My wife and I were once lucky enough to hike the Grand Canyon, making our way down from the South Rim to Bright Angel Campground. I can’t possibly recommend the experience enough.
It’s amazing to be inside that place and see what the river has created. Despite all the obvious evidence around us, it was hard to believe that anything was ever any different. That, in fact, the water had cut out a meandering, changing path through over a mile of rock.
Our guide described how some of this took millions of years, but that there is also evidence of dramatic changes driven by cataclysmic events. I think of the progression (let’s think positively) of healthcare the same way.

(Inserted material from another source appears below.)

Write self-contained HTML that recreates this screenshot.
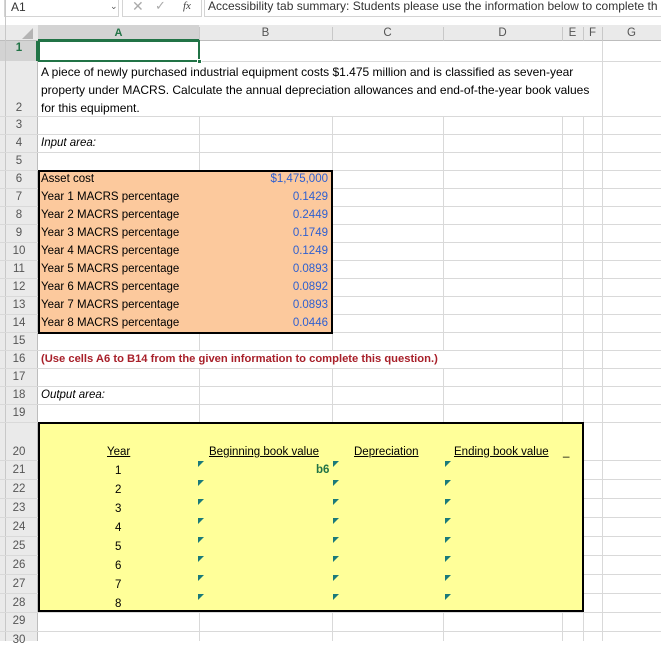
<!DOCTYPE html>
<html><head><meta charset="utf-8"><style>
body{margin:0;width:661px;height:641px;overflow:hidden;background:#fff;font-family:"Liberation Sans",sans-serif;position:relative}
div{position:absolute;box-sizing:border-box}
.t{font-size:11.5px;color:#000;white-space:nowrap;line-height:18px}
.rn{left:0;width:38px;font-size:11.5px;color:#555;text-align:center;padding:0}
.h{background:#d9d9d9}
.v{background:#d9d9d9}
.mk{width:0;height:0;border-top:6px solid #1a7a7a;border-right:6px solid transparent}
.blue{color:#2e5fd0}
.p{font-size:12px}
</style></head><body>
<div style="left:0;top:0;width:661px;height:25px;background:#fff"></div>
<div style="left:4px;top:-2px;width:115px;height:19px;border:1px solid #d4d4d4;background:#fff"></div>
<div class="t" style="left:11px;top:-2px;color:#333;font-size:12px">A1</div>
<div class="t" style="left:110px;top:-3px;color:#555;font-size:9px">&#8964;</div>
<div style="left:122px;top:-2px;width:80px;height:19px;border:1px solid #d4d4d4;background:#fff"></div>
<div class="t" style="left:132px;top:-3px;color:#aaa;font-size:14px">&#10005;</div>
<div class="t" style="left:155px;top:-3px;color:#aaa;font-size:13px">&#10003;</div>
<div class="t" style="left:183px;top:-3px;color:#444;font-size:11px;font-style:italic;font-family:'Liberation Serif',serif">fx</div>
<div style="left:204px;top:-2px;width:470px;height:19px;border:1px solid #d4d4d4;background:#fff"></div>
<div class="t" style="left:208px;top:-3px;color:#333;font-size:12px">Accessibility tab summary: Students please use the information below to complete th</div>
<div style="left:0;top:25px;width:661px;height:16px;background:#eaeaea;border-bottom:1px solid #bdbdbd"></div>
<div style="left:38px;top:25px;width:161px;height:16px;background:#d3d3d3;border-bottom:2px solid #217346"></div>
<div style="left:22px;top:28px;width:0;height:0;border-bottom:11px solid #b4b4b4;border-left:11px solid transparent"></div>
<div class="t" style="left:38px;top:24px;width:161px;text-align:center;color:#217346;font-weight:bold;font-size:11px">A</div>
<div class="t" style="left:199px;top:24px;width:133px;text-align:center;color:#555">B</div>
<div class="t" style="left:332px;top:24px;width:111px;text-align:center;color:#555">C</div>
<div class="t" style="left:443px;top:24px;width:119px;text-align:center;color:#555">D</div>
<div class="t" style="left:562px;top:24px;width:21px;text-align:center;color:#555">E</div>
<div class="t" style="left:583px;top:24px;width:19px;text-align:center;color:#555">F</div>
<div class="t" style="left:602px;top:24px;width:59px;text-align:center;color:#555">G</div>
<div style="left:199px;top:27px;width:1px;height:14px;background:#c8c8c8"></div>
<div style="left:332px;top:27px;width:1px;height:14px;background:#c8c8c8"></div>
<div style="left:443px;top:27px;width:1px;height:14px;background:#c8c8c8"></div>
<div style="left:562px;top:27px;width:1px;height:14px;background:#c8c8c8"></div>
<div style="left:583px;top:27px;width:1px;height:14px;background:#c8c8c8"></div>
<div style="left:602px;top:27px;width:1px;height:14px;background:#c8c8c8"></div>
<div style="left:0;top:41px;width:38px;height:600px;background:#eaeaea;border-right:1px solid #bdbdbd"></div>
<div style="left:0;top:41px;width:38px;height:20px;background:#d3d3d3;border-right:2px solid #217346"></div>
<div style="left:5px;top:0;width:1px;height:641px;background:#c8c8c8"></div>
<div class="h" style="left:38px;top:61px;width:623px;height:1px"></div>
<div class="h" style="left:0;top:116px;width:661px;height:1px"></div>
<div class="h" style="left:0;top:134px;width:661px;height:1px"></div>
<div class="h" style="left:0;top:152px;width:661px;height:1px"></div>
<div class="h" style="left:0;top:170px;width:661px;height:1px"></div>
<div class="h" style="left:0;top:188px;width:661px;height:1px"></div>
<div class="h" style="left:0;top:206px;width:661px;height:1px"></div>
<div class="h" style="left:0;top:224px;width:661px;height:1px"></div>
<div class="h" style="left:0;top:242px;width:661px;height:1px"></div>
<div class="h" style="left:0;top:260px;width:661px;height:1px"></div>
<div class="h" style="left:0;top:278px;width:661px;height:1px"></div>
<div class="h" style="left:0;top:296px;width:661px;height:1px"></div>
<div class="h" style="left:0;top:314px;width:661px;height:1px"></div>
<div class="h" style="left:0;top:332px;width:661px;height:1px"></div>
<div class="h" style="left:0;top:350px;width:661px;height:1px"></div>
<div class="h" style="left:0;top:368px;width:661px;height:1px"></div>
<div class="h" style="left:0;top:386px;width:661px;height:1px"></div>
<div class="h" style="left:0;top:404px;width:661px;height:1px"></div>
<div class="h" style="left:0;top:422px;width:661px;height:1px"></div>
<div class="h" style="left:0;top:460px;width:661px;height:1px"></div>
<div class="h" style="left:0;top:479px;width:661px;height:1px"></div>
<div class="h" style="left:0;top:498px;width:661px;height:1px"></div>
<div class="h" style="left:0;top:517px;width:661px;height:1px"></div>
<div class="h" style="left:0;top:536px;width:661px;height:1px"></div>
<div class="h" style="left:0;top:555px;width:661px;height:1px"></div>
<div class="h" style="left:0;top:574px;width:661px;height:1px"></div>
<div class="h" style="left:0;top:593px;width:661px;height:1px"></div>
<div class="h" style="left:0;top:612px;width:661px;height:1px"></div>
<div class="h" style="left:0;top:631px;width:661px;height:1px"></div>
<div class="v" style="left:199px;top:116px;width:1px;height:525px"></div>
<div class="v" style="left:199px;top:41px;width:1px;height:20px"></div>
<div class="v" style="left:332px;top:116px;width:1px;height:525px"></div>
<div class="v" style="left:443px;top:116px;width:1px;height:525px"></div>
<div class="v" style="left:562px;top:116px;width:1px;height:525px"></div>
<div class="v" style="left:583px;top:116px;width:1px;height:525px"></div>
<div class="v" style="left:602px;top:41px;width:1px;height:600px"></div>
<div style="left:38px;top:40px;width:162px;height:22px;border:2px solid #217346;background:#fff"></div>
<div style="left:197px;top:59px;width:5px;height:5px;background:#217346;border:1px solid #fff"></div>
<div class="t rn" style="top:39px;color:#217346;font-weight:bold">1</div>
<div class="t rn" style="top:99px">2</div>
<div class="t rn" style="top:116px">3</div>
<div class="t rn" style="top:134px">4</div>
<div class="t rn" style="top:152px">5</div>
<div class="t rn" style="top:170px">6</div>
<div class="t rn" style="top:188px">7</div>
<div class="t rn" style="top:206px">8</div>
<div class="t rn" style="top:224px">9</div>
<div class="t rn" style="top:242px">10</div>
<div class="t rn" style="top:260px">11</div>
<div class="t rn" style="top:278px">12</div>
<div class="t rn" style="top:296px">13</div>
<div class="t rn" style="top:314px">14</div>
<div class="t rn" style="top:332px">15</div>
<div class="t rn" style="top:350px">16</div>
<div class="t rn" style="top:368px">17</div>
<div class="t rn" style="top:386px">18</div>
<div class="t rn" style="top:404px">19</div>
<div class="t rn" style="top:443px">20</div>
<div class="t rn" style="top:461px">21</div>
<div class="t rn" style="top:480px">22</div>
<div class="t rn" style="top:499px">23</div>
<div class="t rn" style="top:518px">24</div>
<div class="t rn" style="top:537px">25</div>
<div class="t rn" style="top:556px">26</div>
<div class="t rn" style="top:575px">27</div>
<div class="t rn" style="top:594px">28</div>
<div class="t rn" style="top:612px">29</div>
<div class="t rn" style="top:631px">30</div>
<div class="t p" style="left:41px;top:63px">A piece of newly purchased industrial equipment costs $1.475 million and is classified as seven-year</div>
<div class="t p" style="left:41px;top:81px">property under MACRS. Calculate the annual depreciation allowances and end-of-the-year book values</div>
<div class="t p" style="left:41px;top:99px">for this equipment.</div>
<div class="t" style="left:41px;top:134px;font-style:italic">Input area:</div>
<div style="left:38px;top:170px;width:295px;height:164px;background:#fcc99d;border:2px solid #000"></div>
<div class="t" style="left:41px;top:170px">Asset cost</div>
<div class="t blue" style="left:200px;top:170px;width:128px;text-align:right">$1,475,000</div>
<div class="t" style="left:41px;top:188px">Year 1 MACRS percentage</div><div class="t blue" style="left:200px;top:188px;width:128px;text-align:right">0.1429</div>
<div class="t" style="left:41px;top:206px">Year 2 MACRS percentage</div><div class="t blue" style="left:200px;top:206px;width:128px;text-align:right">0.2449</div>
<div class="t" style="left:41px;top:224px">Year 3 MACRS percentage</div><div class="t blue" style="left:200px;top:224px;width:128px;text-align:right">0.1749</div>
<div class="t" style="left:41px;top:242px">Year 4 MACRS percentage</div><div class="t blue" style="left:200px;top:242px;width:128px;text-align:right">0.1249</div>
<div class="t" style="left:41px;top:260px">Year 5 MACRS percentage</div><div class="t blue" style="left:200px;top:260px;width:128px;text-align:right">0.0893</div>
<div class="t" style="left:41px;top:278px">Year 6 MACRS percentage</div><div class="t blue" style="left:200px;top:278px;width:128px;text-align:right">0.0892</div>
<div class="t" style="left:41px;top:296px">Year 7 MACRS percentage</div><div class="t blue" style="left:200px;top:296px;width:128px;text-align:right">0.0893</div>
<div class="t" style="left:41px;top:314px">Year 8 MACRS percentage</div><div class="t blue" style="left:200px;top:314px;width:128px;text-align:right">0.0446</div>
<div style="left:39px;top:351px;width:405px;height:17px;background:#fff"></div>
<div class="t" style="left:41px;top:350px;color:#a8202a;font-weight:bold;font-size:11.2px">(Use cells A6 to B14 from the given information to complete this question.)</div>
<div class="t" style="left:41px;top:386px;font-style:italic">Output area:</div>
<div style="left:38px;top:422px;width:546px;height:190px;background:#ffff99;border:2px solid #000"></div>
<div class="t" style="left:107px;top:443px;text-decoration:underline">Year</div>
<div class="t" style="left:209px;top:443px;text-decoration:underline">Beginning book value</div>
<div class="t" style="left:354px;top:443px;text-decoration:underline">Depreciation</div>
<div class="t" style="left:454px;top:443px;text-decoration:underline">Ending book value</div>
<div class="t" style="left:563px;top:443px">_</div>
<div class="t" style="left:115px;top:462px">1</div>
<div class="t" style="left:115px;top:481px">2</div>
<div class="t" style="left:115px;top:500px">3</div>
<div class="t" style="left:115px;top:519px">4</div>
<div class="t" style="left:115px;top:538px">5</div>
<div class="t" style="left:115px;top:557px">6</div>
<div class="t" style="left:115px;top:576px">7</div>
<div class="t" style="left:115px;top:595px">8</div>
<div class="t" style="left:316px;top:461px;color:#217346;font-weight:bold">b6</div>
<div class="mk" style="left:198px;top:461px"></div><div class="mk" style="left:333px;top:461px"></div><div class="mk" style="left:445px;top:461px"></div>
<div class="mk" style="left:198px;top:480px"></div><div class="mk" style="left:333px;top:480px"></div><div class="mk" style="left:445px;top:480px"></div>
<div class="mk" style="left:198px;top:499px"></div><div class="mk" style="left:333px;top:499px"></div><div class="mk" style="left:445px;top:499px"></div>
<div class="mk" style="left:198px;top:518px"></div><div class="mk" style="left:333px;top:518px"></div><div class="mk" style="left:445px;top:518px"></div>
<div class="mk" style="left:198px;top:537px"></div><div class="mk" style="left:333px;top:537px"></div><div class="mk" style="left:445px;top:537px"></div>
<div class="mk" style="left:198px;top:556px"></div><div class="mk" style="left:333px;top:556px"></div><div class="mk" style="left:445px;top:556px"></div>
<div class="mk" style="left:198px;top:575px"></div><div class="mk" style="left:333px;top:575px"></div><div class="mk" style="left:445px;top:575px"></div>
<div class="mk" style="left:198px;top:594px"></div><div class="mk" style="left:333px;top:594px"></div><div class="mk" style="left:445px;top:594px"></div>
</body></html>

Often, little seems to change—maybe some regulations here and there that open or close opportunities. Maybe some new technologies, procedures, business models. But at other times, we have Edward Jenner figuring out vaccinations, Louis Pasteur giving us safer food, and world wars driving innovation in trauma care. Perhaps our current challenge, COVID-19, will give rise to higher levels of respect and investment in public health, infectious disease, and preventive care efforts.
The important point here is that every change—slow or fast, large or small—creates both opportunities and risks. Risks of not adjusting to the new dynamic, either by choice or ability. Opportunities to embrace the new concept, process, or market conditions and lead the industry into an upward trajectory.
So, what can you do to navigate an unpredictable and constantly changing landscape? Today, while many companies are “turtling,” pulling their heads in and going into self-protective mode, others like Fidelity and Amazon are leaning in. They realize that crises offer the best time to invest in themselves and their businesses—to get more efficient and prepare to grow when the market comes back.
It’s important, no matter the industry, to look beyond the immediate risks and prepare for the long-term opportunities. We see many of our payer clients doing the same. They’re investing in optimization solutions now to double down on short-term ROI, long-term transformation, and a sustainable growth strategy. They are tightening up internal workflows and associated costs to be more efficient and agile and control administrative expenses.
Health plans with more agile product lifecycle management can jump-start speed-to-market with the innovative products consumers are expecting. This is essential for health plans to gain a competitive edge when the market finds its next “new normal.”
At the end of the day, it doesn’t matter whether change comes through inexorable friction or flash floods. You can only control certain things. Perhaps the single most important thing you can control is when and how you react to that change. That’s what can give you a competitive edge.